Et dans le contexte politique israélien et palestinien ?
Israël vient de connaître trois élections législatives en moins d’un an, scellant une crise politique sans précédent dans l’histoire de cet État. Fragilisé également par des poursuites judiciaires, B. Netanyahou (contre qui une majorité d’israéliens a voté) a dû négocier avec son rival, B. Gantz, pour former un gouvernement de coalition hétéroclite mais uni sur un point convenu au printemps 2020 : l’annexion du 30% de la Cisjordanie occupée, en droite ligne avec le plan Trump. L’accord politique donne à lire une position qui finalise un processus déjà engagé depuis quelques temps. Ainsi, la loi « Israël, État-nation du peuple juif », adoptée par la Knesset (Parlement israélien) en juillet 2018, constitue une étape importante dans ce processus d’officialisation de l’apartheid israélien et des politiques discriminatoires envers les non-juifs. Depuis l’arrivée de B. Netanyahou au pouvoir en 2009, son choix d’alliance avec les partis d’extrême-droite religieux qui s’opposent fortement à la création d’un État palestinien, forme le cadre idéologique de sa pensée. Sa manière de faire de la politique consiste à détruire tous ses opposants afin qu’il devienne incontournable sur la scène politique israélienne. Son accord avec B. Gantz doit être analysé pour ce qu’il est : d’une part, un moyen d’échapper aux procès pour des affaires de corruption et d’autre part, un outil pour décomposer l’alliance Kahol Lavan de B. Gantz, lui-même piètre politique.
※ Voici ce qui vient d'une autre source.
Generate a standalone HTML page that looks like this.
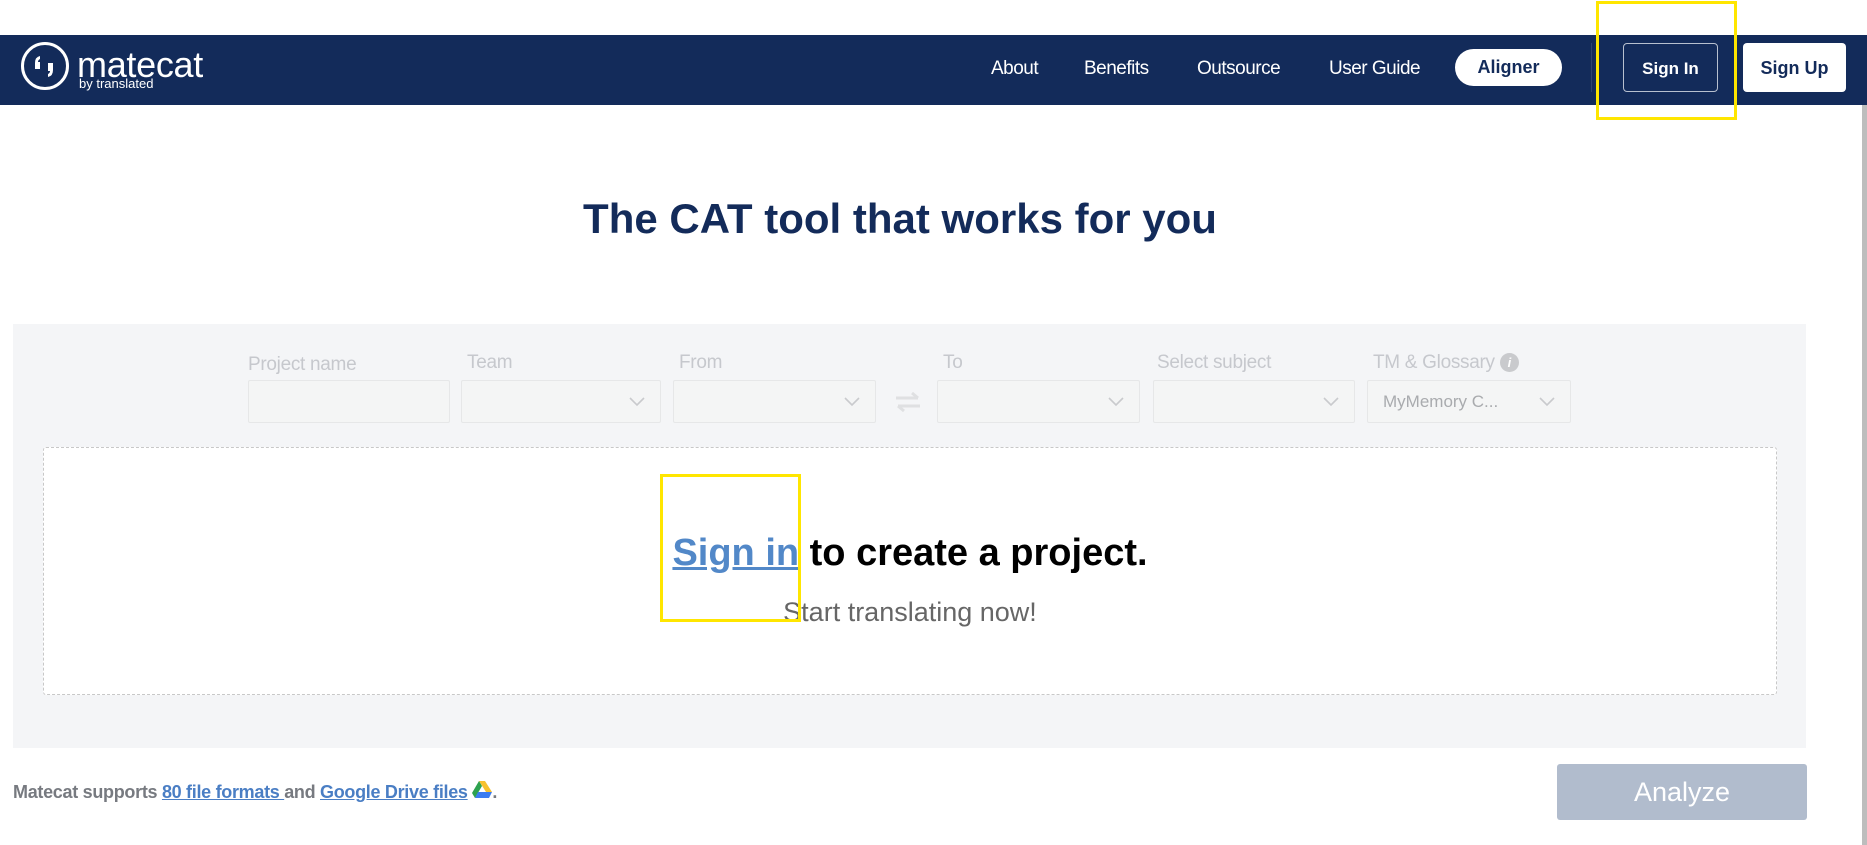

En avril 2019, B. Netanyahou avait déjà indiqué que « l’extension de la loi israélienne aux localités juives » en Cisjordanie occupée serait actée. Il présentera d’ailleurs, lors sa deuxième campagne électorale en septembre 2019, une carte précisant les territoires à annexer en cas de victoire. Et c’est donc sans grand surprise que le Plan de Trump annoncé fin janvier 2020 a repris cette carte, notamment l’annexion de la Vallée du Jourdain.
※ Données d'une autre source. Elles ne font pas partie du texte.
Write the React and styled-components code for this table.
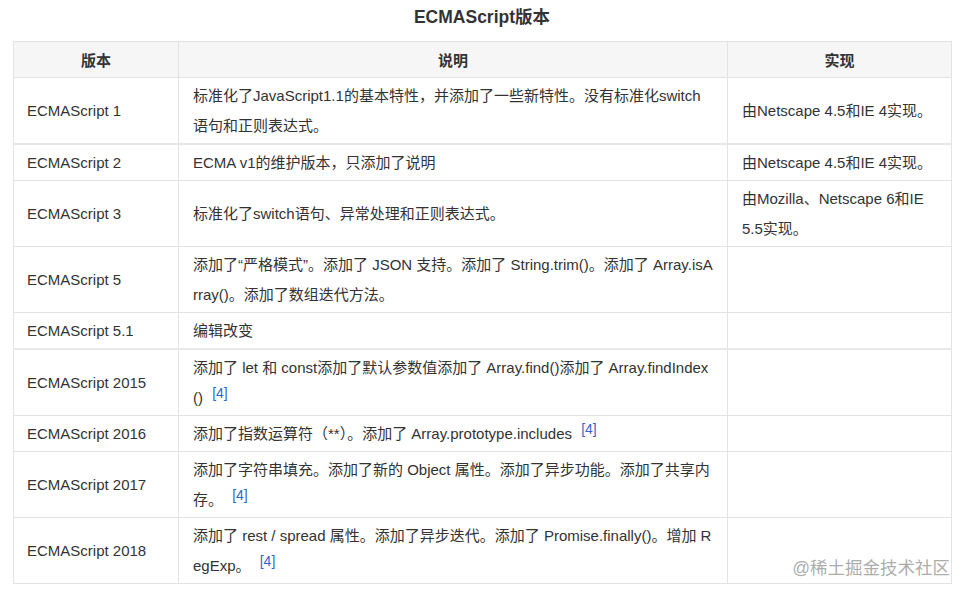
import styled, { createGlobalStyle } from "styled-components";

const GlobalStyle = createGlobalStyle`
  html, body {
    margin: 0;
    padding: 0;
    background: #fff;
  }
  body {
    font-family: "Liberation Sans", Arial, "Noto Sans CJK SC", sans-serif;
    color: #333;
  }
`;

const rows = [
  {
    version: "ECMAScript 1",
    desc: ["标准化了JavaScript1.1的基本特性，并添加了一些新特性。没有标准化switch", "语句和正则表达式。"],
    impl: ["由Netscape 4.5和IE 4实现。"],
  },
  {
    version: "ECMAScript 2",
    desc: ["ECMA v1的维护版本，只添加了说明"],
    impl: ["由Netscape 4.5和IE 4实现。"],
    seam: true,
  },
  {
    version: "ECMAScript 3",
    desc: ["标准化了switch语句、异常处理和正则表达式。"],
    impl: ["由Mozilla、Netscape 6和IE", "5.5实现。"],
  },
  {
    version: "ECMAScript 5",
    desc: ["添加了“严格模式”。添加了 JSON 支持。添加了 String.trim()。添加了 Array.isA", "rray()。添加了数组迭代方法。"],
  },
  {
    version: "ECMAScript 5.1",
    desc: ["编辑改变"],
  },
  {
    version: "ECMAScript 2015",
    desc: ["添加了 let 和 const添加了默认参数值添加了 Array.find()添加了 Array.findIndex", "()"],
    note: true,
    seam: true,
  },
  {
    version: "ECMAScript 2016",
    desc: ["添加了指数运算符（**）。添加了 Array.prototype.includes"],
    note: true,
  },
  {
    version: "ECMAScript 2017",
    desc: ["添加了字符串填充。添加了新的 Object 属性。添加了异步功能。添加了共享内", "存。"],
    note: true,
  },
  {
    version: "ECMAScript 2018",
    desc: ["添加了 rest / spread 属性。添加了异步迭代。添加了 Promise.finally()。增加 R", "egExp。"],
    note: true,
  },
];

function Lines({ lines, note }) {
  return lines.map((line, i) => (
    <span key={i}>
      {i > 0 && <br />}
      {line}
      {note && i === lines.length - 1 && (
        <>
          {" "}
          <Ref>[4]</Ref>
        </>
      )}
    </span>
  ));
}

export default function App() {
  return (
    <>
      <GlobalStyle />
      <Page>
        <Title>ECMAScript版本</Title>
        <Table>
          <colgroup>
            <col style={{ width: 165 }} />
            <col style={{ width: 549 }} />
            <col style={{ width: 224 }} />
          </colgroup>
          <thead>
            <tr>
              <Th>版本</Th>
              <Th>说明</Th>
              <Th>实现</Th>
            </tr>
          </thead>
          <tbody>
            {rows.map((r) => (
              <Row key={r.version} $seam={r.seam}>
                <Td>{r.version}</Td>
                <Td>
                  <Lines lines={r.desc} note={r.note} />
                </Td>
                <Td>{r.impl && <Lines lines={r.impl} />}</Td>
              </Row>
            ))}
          </tbody>
        </Table>
        <Watermark>@稀土掘金技术社区</Watermark>
      </Page>
    </>
  );
}

const Page = styled.div`
  position: relative;
  width: 968px;
  height: 595px;
  padding: 0 17px 0 13px;
  box-sizing: border-box;
  overflow: hidden;
`;

const Title = styled.h3`
  margin: 0;
  height: 41px;
  line-height: 34px;
  text-align: center;
  font-size: 17.5px;
  font-weight: bold;
  color: #333;
`;

const Table = styled.table`
  width: 938px;
  border-collapse: collapse;
  table-layout: fixed;
  font-size: 15px;
  border: 1px solid #e3e3e3;
`;

const Th = styled.th`
  height: 35px;
  padding: 0 14px;
  background: #f6f6f6;
  border: 1px solid #e3e3e3;
  font-weight: bold;
  font-size: 15px;
  color: #333;
  text-align: center;
  vertical-align: middle;
`;

const Row = styled.tr`
  border-top: ${(p) => (p.$seam ? "2px solid #e8e8e8" : "1px solid #e3e3e3")};
`;

const Td = styled.td`
  padding: 3px 14px 2px 14px;
  line-height: 30px;
  border-left: 1px solid #e3e3e3;
  border-right: 1px solid #e3e3e3;
  vertical-align: middle;
  color: #333;
  white-space: nowrap;
  overflow: hidden;

  &:first-child {
    padding-left: 13px;
  }
`;

const Ref = styled.span`
  color: #3366cc;
  font-size: 14px;
  line-height: 0;
  position: relative;
  top: -5px;
  margin-left: 5px;
`;

const Watermark = styled.div`
  position: absolute;
  right: 18px;
  top: 554px;
  font-size: 17.5px;
  color: rgba(150, 150, 150, 0.8);
`;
Si la scène est très dynamique en Israël, ce n’est pas le cas du côté palestinien. La division politique entre l’Autorité Palestinienne et le Hamas bloque la vie politique en Palestine. La situation est de plus en plus difficile à Gaza sous blocus depuis 2007, en Cisjordanie occupée et à Jérusalem-Est. Les palestiniens se sentent pris en otage par l’occupation et les conflits entre l’Autorité Palestinienne et le Hamas. L’OLP qui est censée représenter tous les palestiniens traverse depuis plusieurs années une période délicate en termes de légitimité et crédibilité. L’Autorité Palestinienne, de son côté, semble dépassée par les évènements. Les palestiniens ne font plus confiance à leurs dirigeants, ni aux factions, et ne peuvent s’exprimer démocratiquement à Gaza ou en Cisjordanie occupée. Cette anomie démocratique est très mal vécue par la population.
Les Palestiniens voient dans cette annexion un énième signe de l’échec des accords d’Oslo et de la solution à deux États. Ils sont conscients que ce plan d’annexion se situe dans la continuité de la politique colonialiste israélienne et que la politique de l’Autorité Palestinienne est irresponsable et inefficace. Peut-être que l’on peut voir dans ce projet d’annexion une source du rapprochement entre Hamas et Fatah qui ont organisé pour la première fois depuis très longtemps une conférence de presse conjointe le 2 juillet. Il reste délicat cependant de dire quelle orientation cette convergence ponctuelle peut dessiner.